The CPU’s PCIe x4 storage interface, on the other hand, can split, and in the B450GT3’s case this means that half of the lanes to the M.2 slot must be disabled to activate two (of the six) SATA ports. Understanding this, Biostar shoves those two ports under its bottom (four-lane) x16-legth slot, which should help to encourage performance-minded value seekers to put a PCIe NVMe card there. That is, after all, the easiest way to mount to NVMe drives on a board that only has one M.2 interface.
That bottom slot isn’t always x4 either, however, since the two PCIe x1 slots steal lanes from it whenever a card is detected. The three rectangular ICs seen around the top and back of the M.2 connector are responsible for detecting and switching pathways for M.2 to SATA and PCIe x4 to x1 slot enablement.

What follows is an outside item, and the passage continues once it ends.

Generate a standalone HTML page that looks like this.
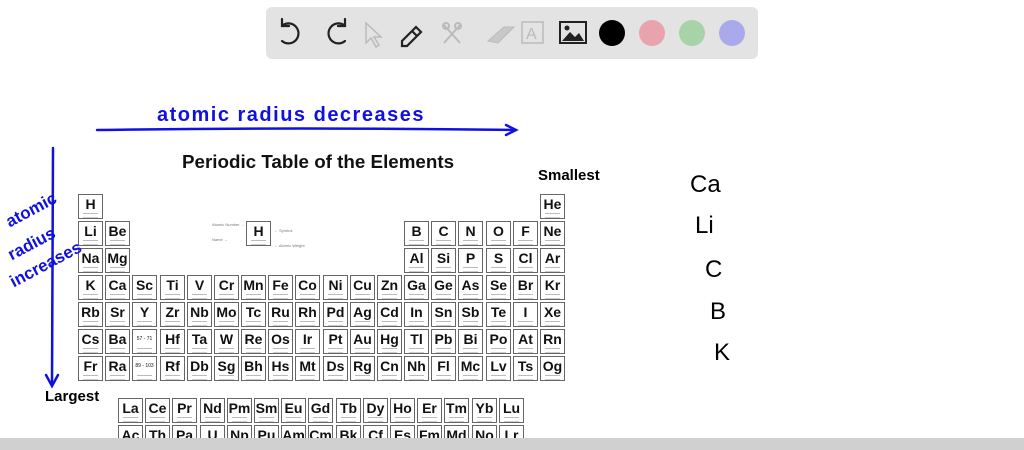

In addition to the two previously-mentioned SATA ports, the bottom edge includes connectors for front-panel audio, a SPDIF output adapter, two four-pin (three-pin compatible) fans, a switch for dual-firmware IC selection, a legacy COM port, two dual-port USB 2.0 front-panel cables, a USB 3.0 front-panel cable, a PC speaker, and an Intel-style front-panel button/LED connector group. Though most users will not likely need the bottom two SATA ports, those hoping to put a graphics card in the bottom slot may lose access to the front-panel USB 3.0 port if their graphics cooler is longer than 7.5 inches (19.01cm).
Panning out reveals that our greatest concern about this board’s value to budget-minded enthusiasts isn’t its chipset, but its six-phase voltage regulator. The previously tested Racing X470GT8 offered twice the phase count. The B450GT3 has the same number of RGB headers (two) near the upper front corner however. For those paying close attention, the third four-pin connector above the RGB headers is undocumented.

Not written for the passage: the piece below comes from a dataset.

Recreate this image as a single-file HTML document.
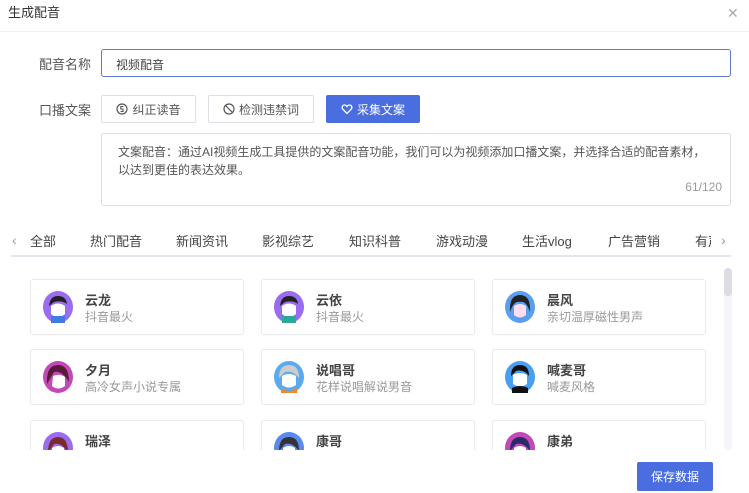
<!DOCTYPE html>
<html><head><meta charset="utf-8"><style>
*{margin:0;padding:0;box-sizing:border-box}
body{width:749px;height:493px;overflow:hidden;background:#fff;font-family:"Liberation Sans","Noto Sans CJK SC",sans-serif;color:#333;position:relative}
.abs{position:absolute}
.title{left:8px;top:2px;font-size:13px;color:#333}
.close{left:727px;top:5px;font-size:14px;color:#aaa}
.hline{left:0;top:31px;width:749px;height:1px;background:#eef0f5}
.lbl{font-size:13px;color:#555;width:90px;text-align:right}
.input{left:101px;top:49px;width:630px;height:28px;border:1px solid #5b7bd5;border-radius:3px;font-size:12px;padding:6px 14px;color:#444}
.btn{top:95px;height:28px;border:1px solid #dcdfe6;border-radius:2px;font-size:12px;color:#555;display:flex;align-items:center;justify-content:center;gap:4px}
.btn.pri{background:#4a6ee0;border-color:#4a6ee0;color:#fff}
.ta{left:101px;top:133px;width:630px;height:73px;border:1px solid #dcdfe6;border-radius:3px;font-size:12px;line-height:18px;padding:9px 16px;color:#555}
.cnt{right:27px;top:180px;font-size:12px;color:#999}
.tab{top:231px;font-size:13px;color:#444}
.tabline{left:11px;top:255px;width:720px;height:2px;background:#e4e7ed}
.card{width:214px;height:56px;border:1px solid #e9ebef;border-radius:3px;background:#fff;box-shadow:0 0 2px rgba(0,0,0,.04)}
.card .n{position:absolute;left:54px;top:10px;font-size:13px;font-weight:bold;color:#444}
.card .s{position:absolute;left:54px;top:28px;font-size:12px;color:#999}
.card svg{position:absolute;left:11px;top:10px}
.clip{left:0;top:268px;width:749px;height:182px;overflow:hidden}
.save{left:637px;top:462px;width:76px;height:29px;background:#4a6ee0;color:#fff;font-size:12px;border-radius:2px;display:flex;align-items:center;justify-content:center}
</style></head><body>
<div class="abs title">生成配音</div>
<div class="abs close">✕</div>
<div class="abs hline"></div>
<div class="abs lbl" style="left:1px;top:54px">配音名称</div>
<div class="abs input">视频配音</div>
<div class="abs lbl" style="left:1px;top:100px">口播文案</div>
<div class="abs btn" style="left:101px;width:95px"><svg width="12" height="12" viewBox="0 0 12 12"><circle cx="6" cy="6" r="5" fill="none" stroke="#555" stroke-width="1.2"/><path d="M7.5 3.5H4.8V6H7V8.5H4.5" fill="none" stroke="#555" stroke-width="1.1"/></svg>纠正读音</div>
<div class="abs btn" style="left:208px;width:106px"><svg width="12" height="12" viewBox="0 0 12 12"><circle cx="6" cy="6" r="5" fill="none" stroke="#555" stroke-width="1.2"/><path d="M2.5 2.5L9.5 9.5" stroke="#555" stroke-width="1.2"/></svg>检测违禁词</div>
<div class="abs btn pri" style="left:326px;width:94px"><svg width="12" height="12" viewBox="0 0 12 12"><path d="M6 10.5L1.8 6.2C0.5 4.8 1.2 2 3.6 2 4.8 2 5.5 2.8 6 3.5 6.5 2.8 7.2 2 8.4 2 10.8 2 11.5 4.8 10.2 6.2Z" fill="none" stroke="#fff" stroke-width="1.3"/></svg>采集文案</div>
<div class="abs ta">文案配音：通过AI视频生成工具提供的文案配音功能，我们可以为视频添加口播文案，并选择合适的配音素材，以达到更佳的表达效果。</div>
<div class="abs cnt">61/120</div>
<div class="abs" style="left:12px;top:232px;font-size:14px;color:#999">‹</div>
<div class="abs tab" style="left:30px">全部</div>
<div class="abs tab" style="left:90px">热门配音</div>
<div class="abs tab" style="left:176px">新闻资讯</div>
<div class="abs tab" style="left:262px">影视综艺</div>
<div class="abs tab" style="left:349px">知识科普</div>
<div class="abs tab" style="left:436px">游戏动漫</div>
<div class="abs tab" style="left:522px">生活vlog</div>
<div class="abs tab" style="left:608px">广告营销</div>
<div class="abs tab" style="left:695px;width:16px;overflow:hidden;white-space:nowrap">有声书</div>
<div class="abs" style="left:721px;top:232px;font-size:14px;color:#999">›</div>
<div class="abs tabline"></div>
<div class="abs clip">
<div class="abs" style="left:724px;top:0;width:8px;height:182px;background:#f4f5fa;border-radius:4px"></div>
<div class="abs" style="left:724px;top:0;width:8px;height:28px;background:#dcdde3;border-radius:4px"></div>
<div class="abs card" style="left:30px;top:11px"><svg width="32" height="34"><ellipse cx="16" cy="17" rx="15" ry="16" fill="#9a6cf0"/><path d="M7 16Q8 6 16 6 24 6 25 14 20 10 12 12Z" fill="#222"/><path d="M9 16Q16 11 23 16V24Q16 30 9 24Z" fill="#fff"/><rect x="9" y="26" width="14" height="7" fill="#3f7be0"/></svg><div class="n">云龙</div><div class="s">抖音最火</div></div>
<div class="abs card" style="left:261px;top:11px"><svg width="32" height="34"><ellipse cx="16" cy="17" rx="15" ry="16" fill="#9a6cf0"/><path d="M7 16Q8 6 16 6 24 6 25 14 20 10 12 12Z" fill="#222"/><path d="M9 16Q16 11 23 16V24Q16 30 9 24Z" fill="#fff"/><rect x="9" y="26" width="14" height="7" fill="#2aa89a"/></svg><div class="n">云依</div><div class="s">抖音最火</div></div>
<div class="abs card" style="left:492px;top:11px"><svg width="32" height="34"><ellipse cx="16" cy="17" rx="15" ry="16" fill="#5a9ef0"/><path d="M6 22Q5 5 16 5 27 5 26 22 22 10 16 12 10 10 6 22Z" fill="#222"/><path d="M10 16Q16 12 22 16V25Q16 30 10 25Z" fill="#fde"/></svg><div class="n">晨风</div><div class="s">亲切温厚磁性男声</div></div>
<div class="abs card" style="left:30px;top:81px"><svg width="32" height="34"><ellipse cx="16" cy="17" rx="15" ry="16" fill="#c24ab8"/><path d="M5 24Q4 5 16 5 27 5 27 22 20 10 12 12Z" fill="#5a1a3a"/><path d="M11 16Q17 13 23 17V26Q16 31 10 26Z" fill="#fff"/></svg><div class="n">夕月</div><div class="s">高冷女声小说专属</div></div>
<div class="abs card" style="left:261px;top:81px"><svg width="32" height="34"><ellipse cx="16" cy="17" rx="15" ry="16" fill="#5aaaf0"/><path d="M6 18Q6 5 16 5 26 5 26 18 20 10 12 12Z" fill="#ccc"/><path d="M9 16Q16 12 23 16V25Q16 30 9 25Z" fill="#fff"/><path d="M8 28L16 32 24 28 24 33H8Z" fill="#f08a2a"/></svg><div class="n">说唱哥</div><div class="s">花样说唱解说男音</div></div>
<div class="abs card" style="left:492px;top:81px"><svg width="32" height="34"><ellipse cx="16" cy="17" rx="15" ry="16" fill="#4aa0f0"/><path d="M7 16Q7 5 16 5 25 5 25 16 20 9 12 11Z" fill="#111"/><path d="M9 15Q16 11 23 15V24Q16 29 9 24Z" fill="#fff"/><path d="M8 28Q16 24 24 28V33H8Z" fill="#111"/></svg><div class="n">喊麦哥</div><div class="s">喊麦风格</div></div>
<div class="abs card" style="left:30px;top:152px"><svg width="32" height="34"><ellipse cx="16" cy="17" rx="15" ry="16" fill="#9a6cf0"/><path d="M6 22Q6 6 16 6 26 6 26 22 20 11 12 13Z" fill="#7a2a2a"/><path d="M10 17Q16 13 22 17V26Q16 30 10 26Z" fill="#fff"/></svg><div class="n">瑞泽</div></div>
<div class="abs card" style="left:261px;top:152px"><svg width="32" height="34"><ellipse cx="16" cy="17" rx="15" ry="16" fill="#5a8af0"/><path d="M6 20Q6 6 16 6 26 6 26 20 20 11 12 13Z" fill="#333"/><path d="M10 17Q16 13 22 17V26Q16 30 10 26Z" fill="#fff"/></svg><div class="n">康哥</div></div>
<div class="abs card" style="left:492px;top:152px"><svg width="32" height="34"><ellipse cx="16" cy="17" rx="15" ry="16" fill="#c24ab8"/><path d="M6 20Q6 6 16 6 26 6 26 20 20 11 12 13Z" fill="#2a2a6a"/><path d="M10 17Q16 13 22 17V26Q16 30 10 26Z" fill="#fff"/></svg><div class="n">康弟</div></div>
</div>
<div class="abs save">保存数据</div>
</body></html>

Both of the chipset’s 10Gb/s USB 3.1 ports are located on the back panel, with no Gen2 front-panel connector available on the board. The I/O panel also has a pair of USB 2.0 ports for your keyboard and mouse, a pair of USB 3.1 Gen1 (aka USB 3.0) ports, a PS/2 port for those who prefer an ancient keyboard or mouse, integrated graphics outputs via 15-pin D-sub, DVI-D and HDMI, onboard 7.1-channel audio via up to four of the six stereo minijacks, and the Gigabit Ethernet port.
The Racing B450GT3’s modest accessory kit includes a user’s manual, I/O shield, four SATA cables, and a driver/application disc.